Like any work of art, the beholder will take what they will from it. Others won’t see beyond the light cast on the head of their beer. But no-one will be immune to the mood the “dynamic ceiling” creates. It’s about ambience, about pulling in the punters.

Wharf Street has become somewhere quietly special for the urban planner, the spaces man, Doug Spittle. It’s his backyard. “I come here every day because I work near here. In the future more people will work near here, a lot more people will live near here, this will be a meeting place and an eating place.”

There’s a lot riding on him to make it work because there’s a tsunami of naysayers ready to wash up Wharf Street given the slightest provocation. “It will be difficult in terms of being on the back of other council projects that have left people frustrated and wanting different outcomes,” says Doug. “But I think local people will really connect with this place. It has all the ingredients of a great place.”

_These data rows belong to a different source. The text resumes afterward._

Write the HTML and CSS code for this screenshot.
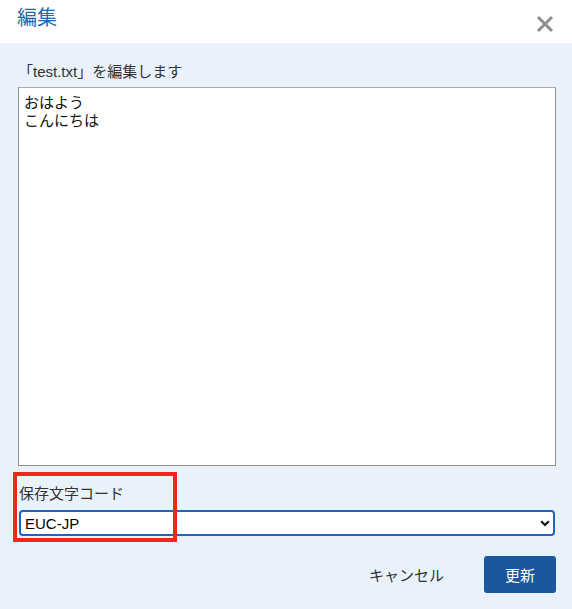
FILE: index.html
```html
<!DOCTYPE html>
<html lang="ja">
<head>
<meta charset="utf-8">
<title>編集</title>
<link rel="stylesheet" href="styles.css">
</head>
<body>
<div class="dialog">
  <header class="head">
    <h1 class="title">編集</h1>
    <button class="close" aria-label="閉じる">
      <svg width="18" height="18" viewBox="0 0 18 18"><path d="M2 2 L16 16 M16 2 L2 16" stroke="#8e8e8e" stroke-width="3" stroke-linecap="butt"/></svg>
    </button>
  </header>
  <main class="body">
    <label class="label">「test.txt」を編集します</label>
    <div class="textarea">おはよう<br>こんにちは</div>
    <div class="enc">
      <div class="enc-label">保存文字コード</div>
      <div class="select">
        <span>EUC-JP</span>
        <svg width="10" height="7" viewBox="0 0 10 7"><path d="M1.2 1.2 L5 5 L8.8 1.2" fill="none" stroke="#111" stroke-width="2.2"/></svg>
      </div>
      <div class="highlight"></div>
    </div>
    <div class="actions">
      <button class="btn-cancel">キャンセル</button>
      <button class="btn-primary">更新</button>
    </div>
  </main>
</div>
</body>
</html>
```
FILE: styles.css
```css
* { box-sizing: border-box; }
html, body { margin: 0; padding: 0; }
body {
  width: 572px;
  height: 609px;
  font-family: "Liberation Sans", "Noto Sans CJK JP", sans-serif;
  background: #e9f1fb;
  color: #222;
  overflow: hidden;
}
.dialog { display: flex; flex-direction: column; height: 609px; }
.head {
  height: 43px;
  background: #fff;
  display: flex;
  align-items: center;
  justify-content: space-between;
  padding: 0 18px 0 17px;
}
.title {
  margin: 0;
  font-size: 20px;
  font-weight: normal;
  color: #2766ad;
  line-height: 1;
  position: relative;
  top: -4px;
}
.close {
  border: 0;
  background: none;
  padding: 0;
  width: 18px;
  height: 18px;
  display: flex;
  position: relative;
  top: 2px;
}
.body {
  flex: 1;
  display: flex;
  flex-direction: column;
  padding: 19px 16px 0 18px;
}
.label {
  font-size: 15px;
  line-height: 20px;
  color: #333;
  margin-bottom: 5px;
}
.textarea {
  height: 379px;
  background: #fff;
  border: 1px solid #8f8f8f;
  border-top-color: #a9a9a9;
  padding: 6px 5px;
  font-size: 15px;
  line-height: 18px;
  color: #111;
}
.enc {
  position: relative;
  margin-top: 18px;
  padding-left: 1px;
  padding-right: 1px;
}
.enc-label {
  font-size: 15px;
  line-height: 20px;
  color: #333;
}
.select {
  margin-top: 6px;
  height: 26px;
  background: #fff;
  border: 2px solid #1f63c4;
  border-radius: 4px;
  display: flex;
  align-items: center;
  justify-content: space-between;
  padding: 0 3px 0 4px;
  font-size: 15px;
  color: #000;
}
.highlight {
  position: absolute;
  left: -5px;
  top: -12px;
  width: 164px;
  height: 70px;
  border: 4px solid #f3261a;
  pointer-events: none;
}
.actions {
  display: flex;
  justify-content: flex-end;
  align-items: center;
  gap: 40px;
  margin-top: 20px;
}
.btn-cancel {
  border: 0;
  background: none;
  padding: 0;
  font-family: inherit;
  font-size: 15px;
  color: #333;
}
.btn-primary {
  width: 72px;
  height: 37px;
  border: 0;
  border-radius: 3px;
  background: #1b579d;
  color: #fff;
  font-family: inherit;
  font-size: 15px;
}
```
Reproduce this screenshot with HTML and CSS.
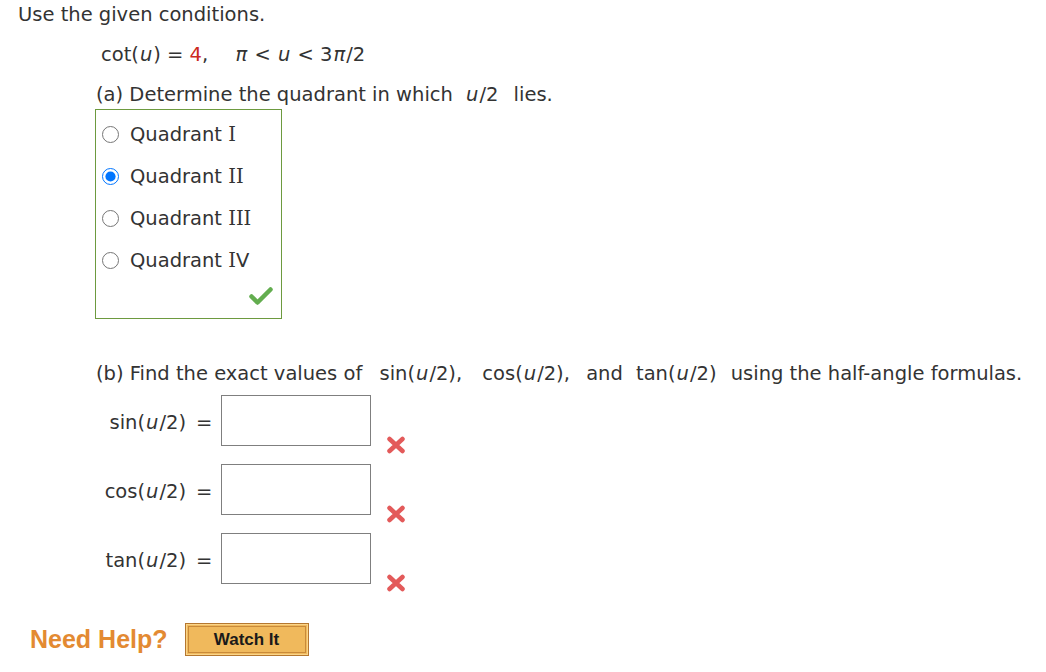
FILE: index.html
```html
<!DOCTYPE html>
<html>
<head>
<meta charset="utf-8">
<link rel="stylesheet" href="styles.css">
</head>
<body>
<div class="page">
  <p class="intro">Use the given conditions.</p>
  <p class="given">cot(<i>u</i>) = <span class="red">4</span>, <span class="gap"></span><i>π</i> &lt; <i>u</i> &lt; 3<i>π</i>/2</p>
  <p class="part">(a) Determine the quadrant in which <span class="s6"></span><i>u</i>/2<span class="s9"></span> lies.</p>
  <div class="choices">
    <label class="choice"><input type="radio" name="q"> <span>Quadrant <span class="rn">I</span></span></label>
    <label class="choice"><input type="radio" name="q" checked> <span>Quadrant <span class="rn">II</span></span></label>
    <label class="choice"><input type="radio" name="q"> <span>Quadrant <span class="rn">III</span></span></label>
    <label class="choice"><input type="radio" name="q"> <span>Quadrant <span class="rn">I</span>V</span></label>
    <svg class="check" width="24" height="20" viewBox="0 0 24 20"><path d="M2.5 10.5 L8.5 16.5 L21.5 3.5" fill="none" stroke="#63ad4f" stroke-width="4.5" stroke-linecap="round" stroke-linejoin="round"/></svg>
  </div>
  <p class="partb">(b) Find the exact values of <span class="s11"></span>sin(<i>u</i>/2), <span class="s14"></span>cos(<i>u</i>/2), <span class="s10"></span>and <span class="s7"></span>tan(<i>u</i>/2)<span class="s8"></span> using the half-angle formulas.</p>
  <div class="answers">
    <div class="row"><span class="lbl">sin(<i>u</i>/2)</span><span class="eq">=</span><span class="box"></span><svg class="x" width="20" height="18" viewBox="0 0 20 18"><path d="M3.5 3 L16.5 15 M16.5 3 L3.5 15" stroke="#e35a5a" stroke-width="4.5" stroke-linecap="round"/></svg></div>
    <div class="row"><span class="lbl">cos(<i>u</i>/2)</span><span class="eq">=</span><span class="box"></span><svg class="x" width="20" height="18" viewBox="0 0 20 18"><path d="M3.5 3 L16.5 15 M16.5 3 L3.5 15" stroke="#e35a5a" stroke-width="4.5" stroke-linecap="round"/></svg></div>
    <div class="row"><span class="lbl">tan(<i>u</i>/2)</span><span class="eq">=</span><span class="box"></span><svg class="x" width="20" height="18" viewBox="0 0 20 18"><path d="M3.5 3 L16.5 15 M16.5 3 L3.5 15" stroke="#e35a5a" stroke-width="4.5" stroke-linecap="round"/></svg></div>
  </div>
  <div class="help">
    <span class="need">Need Help?</span>
    <span class="watch"><span class="watch-in">Watch It</span></span>
  </div>
</div>
</body>
</html>
```
FILE: styles.css
```css
html, body {
  margin: 0;
  padding: 0;
  background: #fff;
}
body {
  font-family: "DejaVu Sans", Verdana, sans-serif;
  font-size: 19.5px;
  color: #333;
}
.page {
  padding: 4px 0 0 18px;
}
p {
  margin: 0;
  line-height: 22px;
  white-space: nowrap;
}
i {
  font-style: italic;
  padding: 0 1px;
}
.red {
  color: #cc2a1e;
}
.gap {
  display: inline-block;
  width: 20px;
}
.s6, .s7, .s8, .s9, .s10, .s11, .s14 {
  display: inline-block;
}
.s6 { width: 6px; }
.s7 { width: 7px; }
.s8 { width: 8px; }
.s9 { width: 9px; }
.s10 { width: 10px; }
.s11 { width: 11px; }
.s14 { width: 14px; }
.rn {
  font-family: "DejaVu Serif", serif;
  letter-spacing: 0;
}
.intro {
  margin-bottom: 18px;
}
.given {
  padding-left: 83px;
  margin-bottom: 18px;
}
.part {
  padding-left: 78px;
  margin-bottom: 3px;
}
.choices {
  margin-left: 77px;
  border: 1px solid #6d9a3f;
  display: flex;
  flex-direction: column;
  gap: 20px;
  padding-top: 13px;
  box-sizing: border-box;
  height: 210px;
  width: 187px;
  position: relative;
}
.choice {
  display: flex;
  align-items: center;
  gap: 11px;
  height: 22px;
  padding-left: 6px;
  white-space: nowrap;
}
.choice input {
  width: 17px;
  height: 17px;
  margin: 0;
}
.check {
  position: absolute;
  right: 8px;
  bottom: 12px;
}
.partb {
  margin-top: 44px;
  padding-left: 78px;
}
.answers {
  margin-top: 10px;
  display: flex;
  flex-direction: column;
  gap: 18px;
}
.row {
  display: flex;
  align-items: flex-start;
  height: 51px;
}
.lbl {
  width: 168px;
  text-align: right;
  margin-top: 16px;
  white-space: nowrap;
}
.eq {
  margin-left: 10px;
  width: 25px;
  margin-top: 16px;
}
.box {
  width: 150px;
  height: 51px;
  box-sizing: border-box;
  border: 1px solid #7f7f7f;
  background: #fff;
}
.x {
  margin-left: 15px;
  margin-top: 41px;
}
.help {
  margin-top: 39px;
  margin-left: 12px;
  display: flex;
  align-items: center;
  gap: 17px;
}
.need {
  font-family: "Liberation Sans", Arial, sans-serif;
  font-weight: bold;
  font-size: 25px;
  color: #e38a32;
}
.watch {
  display: inline-block;
  width: 124px;
  height: 33px;
  box-sizing: border-box;
  border: 1px solid #b5772f;
  background: #f0b95c;
  padding: 2px;
  box-shadow: inset 0 0 0 1px #f9d48a;
}
.watch-in {
  display: flex;
  align-items: center;
  justify-content: center;
  height: 100%;
  box-sizing: border-box;
  border: 1px solid #c98a3a;
  font-family: "Liberation Sans", Arial, sans-serif;
  font-weight: bold;
  font-size: 17px;
  color: #1a1a1a;
}
```
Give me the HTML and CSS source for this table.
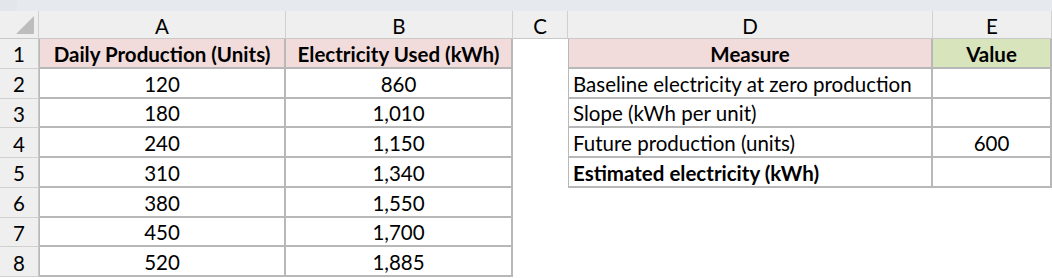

But not quite yet, because right then a young male nuisance factor revs an orange motor scooter and barrels off down Wharf Street. Conversation is drowned, eating and drinking is paused, eyes roll. Enjoy the moment nuisance factor, enjoy the ride, because you are about to be history.

Since 2015, there has been a very fluid back-and-forth between the TCC Wharf Street planning team, business owners and landlords on the development design. One thing they have all agreed on from the outset are the barricades which are going up at both ends of Wharf Street.

It will be shut off to all vehicular traffic including that damned motor scooter. Good riddance. Pedestrians, diners and imbibers are reclaiming Wharf Street, they’re taking the street out of Wharf Street. That will go down well. Perhaps it should be renamed - Wharf Way?

So a futuristic new Wharf Street but the same old fare, same old beer. “Excuse me??” That got a rise out of Doug Spittle. “Have you been to Pho Vina?” A new Vietnamese joint on the strip and obviously Doug’s current haunt. “I have had the pork and wonton, I have had the chicken and wonton with the spicy sauce. And just seven seconds for the mung beans. Damn! I could go on.”

He insists every one of those joints down Wharf Street – food or drink – is world class. “I love it here, that’s why I come so often.” 

Works starts about next Easter and should be finished by November 2020.

Then we will have reason to join Doug.